How to Layout Your Ceiling Tile Project
There are two main choices for any new ceiling tile project: Will your new ceiling have one pattern across the entire ceiling or will it have an elaborately tiled center surrounded by a border using filler? Filler is primarily used with tin ceiling tiles and faux tin tiles. The more elaborate center may be framed with decorative trim or simply bordered with a space of filler tiles or panels.
No matter what kind of layout you are planning there are a few basics that apply to any layout: Cut tiles should not be less than one half tile width. Cut tiles on the width of the room should be the same size on both sides of the width – same for the length. Cut tiles on the length of the room may be a different width than the cut tiles on the width of the room, but always the same size at opposite end of the room. Cut tiles are only used around the edges of a ceiling except tiles cut to fit around fixtures. It is always better to remove fixtures before mounting tiles, but in the case of a fixture that cannot be removed, a tile can be cut carefully to fit around the fixture. Most important rule: Always be sure that your project meets your local building code and safety regulations. Any time you are working on a ladder and using solvent based adhesives, it is important to have proper ventilation. Carefully follow all directions included with the materials you are working with. Avoid distractions to work safely.
For a typical ceiling tile layout, get a sheet of graph paper and “fit” the full sized tiles in the center of your room, leaving the edges for cut tiles. If you have measured your room and chosen your tiles you will know how many tiles you need by using the calculator for your chosen tile size. On the graph paper you can confirm the number of tiles you’ll need as well as the size and number of cut tiles. Ceiling tiles are available in different sizes, so be sure you are working with the right size to avoid errors. This basic layout is the most commonly used layout.

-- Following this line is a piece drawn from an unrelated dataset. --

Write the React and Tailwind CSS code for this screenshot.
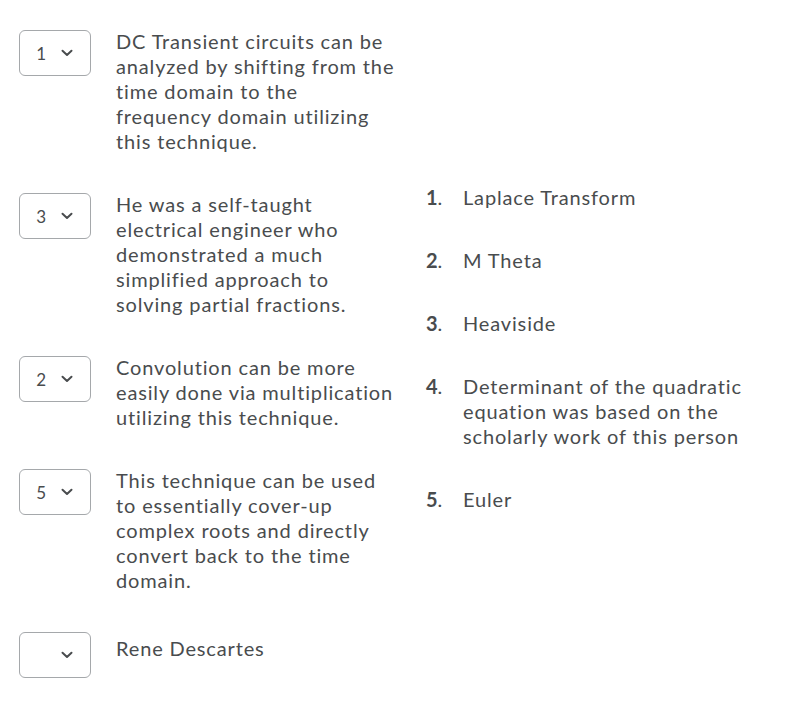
import React from "react";

const left = [
  { v: "1", t: "DC Transient circuits can be analyzed by shifting from the time domain to the frequency domain utilizing this technique." },
  { v: "3", t: "He was a self-taught electrical engineer who demonstrated a much simplified approach to solving partial fractions." },
  { v: "2", t: "Convolution can be more easily done via multiplication utilizing this technique." },
  { v: "5", t: "This technique can be used to essentially cover-up complex roots and directly convert back to the time domain." },
  { v: "", t: "Rene Descartes" },
];

const right = [
  "Laplace Transform",
  "M Theta",
  "Heaviside",
  "Determinant of the quadratic equation was based on the scholarly work of this person",
  "Euler",
];

function Chevron() {
  return (
    <svg width="12" height="8" viewBox="0 0 12 8" fill="none">
      <path d="M1.5 1.8 L6 6 L10.5 1.8" stroke="#494c4e" strokeWidth="2" strokeLinecap="round" strokeLinejoin="round" />
    </svg>
  );
}

export default function App() {
  return (
    <div className="bg-white w-[792px] h-[702px] text-[#494c4e] text-[20px] leading-[25px] tracking-[0.85px]" style={{ fontFamily: "Lato, 'Noto Sans', sans-serif" }}>
      <div className="flex pt-[30px] pl-[19px]">
        <div className="flex flex-col gap-[39px] w-[380px]">
          {left.map((r, i) => (
            <div key={i} className="flex items-start">
              <div className="w-[72px] h-[46px] shrink-0 border border-[#a5a8ab] rounded-[6px] flex items-center justify-end pr-[17px] gap-[15px] text-[17px] tracking-normal">
                {r.v && <span>{r.v}</span>}
                <Chevron />
              </div>
              <div className={r.v ? "ml-[25px] w-[288px] -mt-[1px]" : "ml-[25px] w-[288px] mt-[4px]"}>{r.t}</div>
            </div>
          ))}
        </div>
        <div className="flex flex-col gap-[38px] pt-[155px] ml-[27px]">
          {right.map((t, i) => (
            <div key={i} className="flex">
              <div className="w-[37px] shrink-0 tracking-normal"><span className="font-bold">{i + 1}</span>.</div>
              <div className="w-[290px]">{t}</div>
            </div>
          ))}
        </div>
      </div>
    </div>
  );
}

Another choice for tin and faux tin ceilings is to center your main pattern in the center of the room and run a border of filler around the center. The filler tiles or panels can match your tiles but with a less elaborate design; it can really set off the center of your ceiling. The less elaborate filler border is much easier to finish than cutting and fitting individual tiles. Filler comes in rolls and can be cut easily with scissors or razor knife for a professional looking ceiling. Cornices give the edges a finished look and this layout can be used for flat ceilings or ceilings with a raised or lowered center.
Ideas for Bold Designs
To build lowered areas, plywood is attached to the sections to be lowered and is attached to the original flat ceiling with attached lumber. Your local building codes may have specific regulations concerning this type of construction, so always check local codes before ordering materials. If you do the work yourself, be sure that the existing ceiling structure can bear the additional weight or look into the use of lightweight styrofoam structural panels for your custom designs. You need to keep in mind the weight and mounting methods of the materials you have selected to work with. Tin, and other metals will be significantly heavier than PVC Faux Tin Tiles and Styrofoam ceiling tiles.
For those who are very confident of their skills, this type of layout can create classically stunning ceiling effects. The central section of the ceiling is done leaving a wider border that is finished with another row of ceiling tiles around the border and the space between the center and edges is completed with filler tiles or panels. Using molding trim to frame the different areas really sets it off and creates a breathtaking look for any room. Adding different levels and custom lighting can take your ceiling design to new heights.
Whether your ceilings are plain or fancy be sure to do your research and planning beforehand to avoid delays and problems during installation. It may take an extra week, but you will be certain how your ceiling will look in the end. These are only suggestions, many rooms may have alcoves or sloped ceilings that require different layouts. Measuring is most important, but without a layout plan it would be like setting off on a trip without a map. Don’t skip steps and you will have a professional looking ceiling at a fraction of the cost of hiring professionals to do it for you. See our additional pages about measuring if your rooms are not square or rectangular or if your ceiling is not flat.
One 70 year old lady we know got tired of waiting for workmen and did her own bathroom ceiling – so take heart, you can do a great job if you put your mind to it.